* _GOAL OF THE EXERCISE_
Copy out every line that contains the word "this".

* _MATERIALS PROVIDED_
+ + +
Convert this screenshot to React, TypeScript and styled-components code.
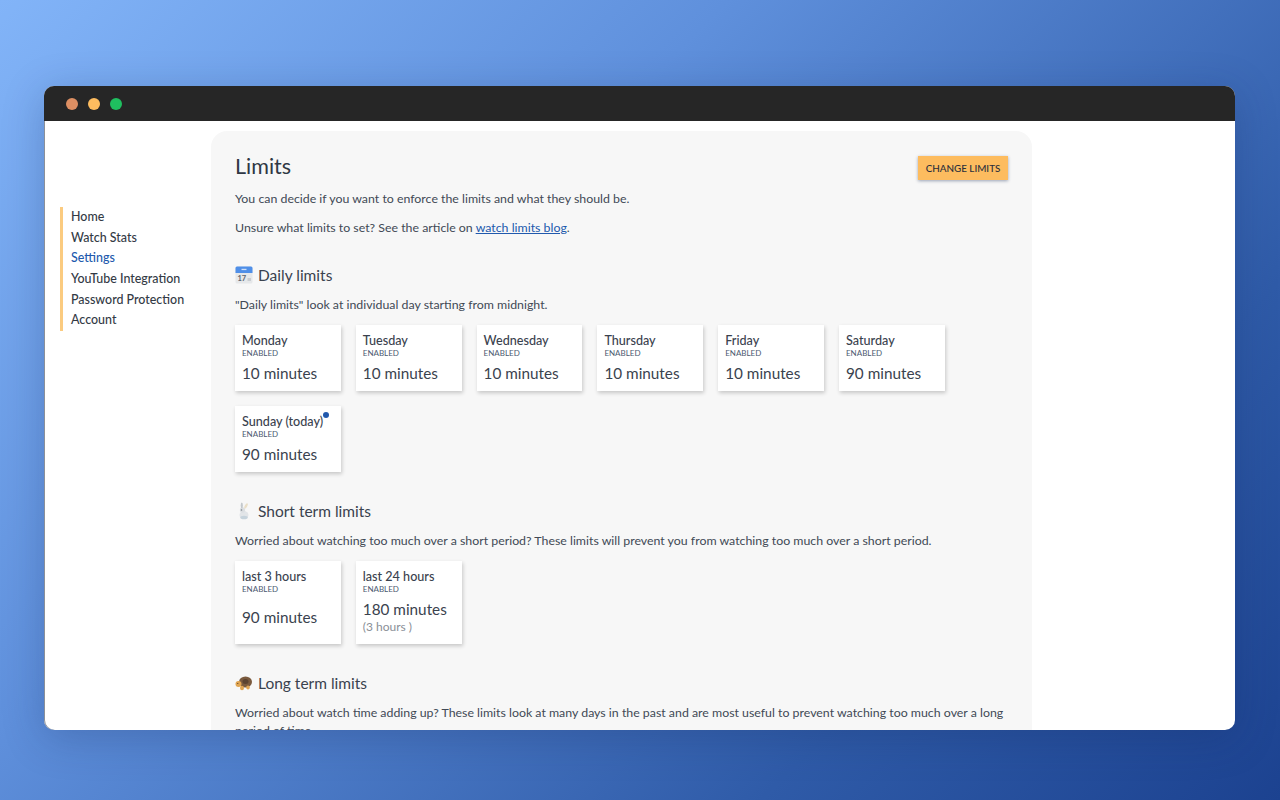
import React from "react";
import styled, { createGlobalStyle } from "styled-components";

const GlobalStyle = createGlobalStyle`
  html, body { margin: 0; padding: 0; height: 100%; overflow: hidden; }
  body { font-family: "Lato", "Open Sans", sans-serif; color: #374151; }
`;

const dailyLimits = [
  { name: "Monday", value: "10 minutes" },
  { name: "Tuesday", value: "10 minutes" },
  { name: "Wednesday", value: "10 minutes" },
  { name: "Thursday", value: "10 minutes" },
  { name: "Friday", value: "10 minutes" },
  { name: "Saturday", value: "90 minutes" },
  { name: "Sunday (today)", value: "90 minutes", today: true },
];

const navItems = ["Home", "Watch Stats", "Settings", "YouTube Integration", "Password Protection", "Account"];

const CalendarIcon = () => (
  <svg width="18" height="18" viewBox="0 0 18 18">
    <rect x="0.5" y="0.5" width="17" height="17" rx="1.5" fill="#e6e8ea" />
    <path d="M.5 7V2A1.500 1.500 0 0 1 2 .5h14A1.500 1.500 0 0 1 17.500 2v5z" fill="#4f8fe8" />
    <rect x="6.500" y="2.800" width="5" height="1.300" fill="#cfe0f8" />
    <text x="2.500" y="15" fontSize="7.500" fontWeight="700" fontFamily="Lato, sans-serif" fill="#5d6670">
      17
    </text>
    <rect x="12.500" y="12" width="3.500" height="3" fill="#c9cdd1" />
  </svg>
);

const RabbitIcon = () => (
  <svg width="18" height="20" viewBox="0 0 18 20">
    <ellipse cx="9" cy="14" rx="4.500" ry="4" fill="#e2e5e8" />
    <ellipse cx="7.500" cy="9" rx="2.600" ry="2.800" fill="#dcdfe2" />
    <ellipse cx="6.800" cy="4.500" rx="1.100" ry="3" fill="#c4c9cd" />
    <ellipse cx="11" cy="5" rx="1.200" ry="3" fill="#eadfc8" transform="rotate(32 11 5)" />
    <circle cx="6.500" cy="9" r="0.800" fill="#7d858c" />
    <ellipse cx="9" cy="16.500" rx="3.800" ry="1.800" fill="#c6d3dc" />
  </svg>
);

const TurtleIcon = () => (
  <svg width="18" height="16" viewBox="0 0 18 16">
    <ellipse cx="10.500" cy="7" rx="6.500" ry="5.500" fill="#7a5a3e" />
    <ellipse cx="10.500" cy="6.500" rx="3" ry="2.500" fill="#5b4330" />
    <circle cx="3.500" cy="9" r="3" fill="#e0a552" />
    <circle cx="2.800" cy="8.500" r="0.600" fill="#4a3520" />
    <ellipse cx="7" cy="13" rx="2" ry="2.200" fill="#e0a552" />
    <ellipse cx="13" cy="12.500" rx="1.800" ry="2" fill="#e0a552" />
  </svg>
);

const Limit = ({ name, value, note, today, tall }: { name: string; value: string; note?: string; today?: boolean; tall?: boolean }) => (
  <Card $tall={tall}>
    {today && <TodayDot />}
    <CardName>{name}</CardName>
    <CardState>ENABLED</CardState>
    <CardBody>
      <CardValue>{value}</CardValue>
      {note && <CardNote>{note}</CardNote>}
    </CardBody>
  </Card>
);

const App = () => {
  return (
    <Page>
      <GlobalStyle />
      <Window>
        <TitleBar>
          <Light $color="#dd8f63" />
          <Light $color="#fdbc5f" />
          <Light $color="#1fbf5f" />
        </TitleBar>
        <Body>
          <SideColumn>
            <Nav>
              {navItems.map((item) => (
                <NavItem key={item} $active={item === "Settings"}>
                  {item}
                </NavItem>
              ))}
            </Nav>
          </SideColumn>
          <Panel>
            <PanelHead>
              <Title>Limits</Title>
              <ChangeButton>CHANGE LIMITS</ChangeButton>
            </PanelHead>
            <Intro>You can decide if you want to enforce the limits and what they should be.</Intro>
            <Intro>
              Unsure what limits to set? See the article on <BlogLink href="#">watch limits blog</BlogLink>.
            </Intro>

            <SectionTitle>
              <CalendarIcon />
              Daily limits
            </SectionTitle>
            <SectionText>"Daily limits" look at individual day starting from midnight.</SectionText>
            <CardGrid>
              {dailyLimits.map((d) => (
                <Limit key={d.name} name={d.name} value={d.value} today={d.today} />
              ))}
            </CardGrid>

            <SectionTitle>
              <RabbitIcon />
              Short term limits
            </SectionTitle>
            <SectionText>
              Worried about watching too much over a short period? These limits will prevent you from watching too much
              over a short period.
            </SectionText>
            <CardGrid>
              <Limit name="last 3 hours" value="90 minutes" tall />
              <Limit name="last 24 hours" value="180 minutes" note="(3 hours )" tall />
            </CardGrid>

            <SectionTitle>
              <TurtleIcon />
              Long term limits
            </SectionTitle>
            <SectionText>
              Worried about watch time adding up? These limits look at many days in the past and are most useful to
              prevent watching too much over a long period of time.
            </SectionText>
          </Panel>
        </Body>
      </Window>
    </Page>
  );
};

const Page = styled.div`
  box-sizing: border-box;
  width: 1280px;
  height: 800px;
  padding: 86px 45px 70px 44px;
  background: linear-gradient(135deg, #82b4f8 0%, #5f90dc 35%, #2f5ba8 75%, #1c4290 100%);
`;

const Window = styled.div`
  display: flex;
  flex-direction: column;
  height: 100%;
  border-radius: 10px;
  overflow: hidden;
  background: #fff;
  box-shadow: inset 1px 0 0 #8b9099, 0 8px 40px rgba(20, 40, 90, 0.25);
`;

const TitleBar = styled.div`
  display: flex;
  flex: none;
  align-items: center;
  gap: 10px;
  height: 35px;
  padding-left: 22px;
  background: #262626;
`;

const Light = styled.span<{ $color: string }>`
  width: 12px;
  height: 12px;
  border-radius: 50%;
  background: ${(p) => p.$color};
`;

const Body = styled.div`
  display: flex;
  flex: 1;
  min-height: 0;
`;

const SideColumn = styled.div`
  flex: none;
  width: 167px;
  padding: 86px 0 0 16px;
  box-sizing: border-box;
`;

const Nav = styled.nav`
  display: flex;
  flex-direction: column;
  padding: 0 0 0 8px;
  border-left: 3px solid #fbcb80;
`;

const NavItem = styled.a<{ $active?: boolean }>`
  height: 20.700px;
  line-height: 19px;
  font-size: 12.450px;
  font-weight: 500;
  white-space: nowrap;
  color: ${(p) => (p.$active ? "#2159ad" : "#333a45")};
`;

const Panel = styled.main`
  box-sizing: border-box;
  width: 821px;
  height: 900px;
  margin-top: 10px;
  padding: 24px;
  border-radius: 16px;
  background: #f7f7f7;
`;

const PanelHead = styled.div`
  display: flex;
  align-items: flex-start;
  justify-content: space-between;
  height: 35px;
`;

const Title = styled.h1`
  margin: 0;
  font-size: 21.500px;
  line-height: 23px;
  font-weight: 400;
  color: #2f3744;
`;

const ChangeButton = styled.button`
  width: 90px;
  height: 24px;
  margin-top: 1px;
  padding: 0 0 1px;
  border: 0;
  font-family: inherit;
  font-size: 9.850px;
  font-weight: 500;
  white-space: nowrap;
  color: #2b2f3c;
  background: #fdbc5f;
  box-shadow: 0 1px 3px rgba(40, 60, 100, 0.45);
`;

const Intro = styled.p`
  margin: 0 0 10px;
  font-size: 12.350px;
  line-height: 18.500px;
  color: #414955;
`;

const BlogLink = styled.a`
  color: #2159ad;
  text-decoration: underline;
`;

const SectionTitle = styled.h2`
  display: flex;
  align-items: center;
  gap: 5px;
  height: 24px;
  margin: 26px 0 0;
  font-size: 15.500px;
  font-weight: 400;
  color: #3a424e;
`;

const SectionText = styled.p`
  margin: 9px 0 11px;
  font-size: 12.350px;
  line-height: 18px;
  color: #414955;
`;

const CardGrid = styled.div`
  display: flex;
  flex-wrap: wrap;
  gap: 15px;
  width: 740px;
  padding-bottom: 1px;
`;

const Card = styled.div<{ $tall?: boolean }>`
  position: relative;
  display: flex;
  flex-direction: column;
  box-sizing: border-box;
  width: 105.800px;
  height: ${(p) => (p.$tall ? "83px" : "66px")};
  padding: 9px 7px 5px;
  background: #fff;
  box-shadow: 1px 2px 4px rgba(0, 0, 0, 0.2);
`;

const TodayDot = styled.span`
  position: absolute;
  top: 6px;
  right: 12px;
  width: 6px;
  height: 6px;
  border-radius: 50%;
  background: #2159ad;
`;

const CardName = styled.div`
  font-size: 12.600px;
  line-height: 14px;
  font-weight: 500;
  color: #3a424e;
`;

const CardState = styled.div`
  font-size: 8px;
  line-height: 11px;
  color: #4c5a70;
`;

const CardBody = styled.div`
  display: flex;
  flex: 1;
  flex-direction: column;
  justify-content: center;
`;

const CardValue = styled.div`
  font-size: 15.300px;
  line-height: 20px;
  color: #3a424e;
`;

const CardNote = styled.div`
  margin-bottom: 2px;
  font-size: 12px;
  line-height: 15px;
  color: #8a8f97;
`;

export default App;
+ + +
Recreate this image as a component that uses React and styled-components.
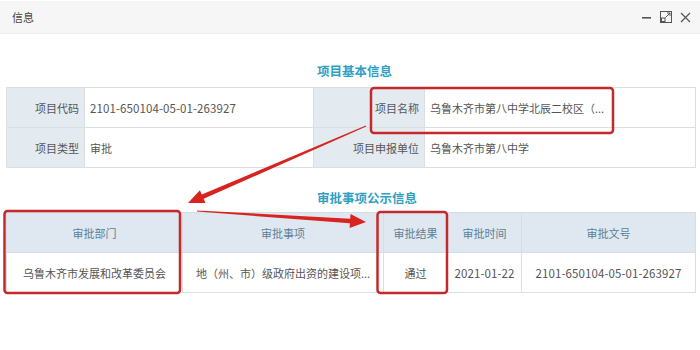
+ + +
* _OUTPUT OF THE TASK_
Convert this screenshot to React, TypeScript and styled-components code.
Recreate this image as a component that uses React and styled-components.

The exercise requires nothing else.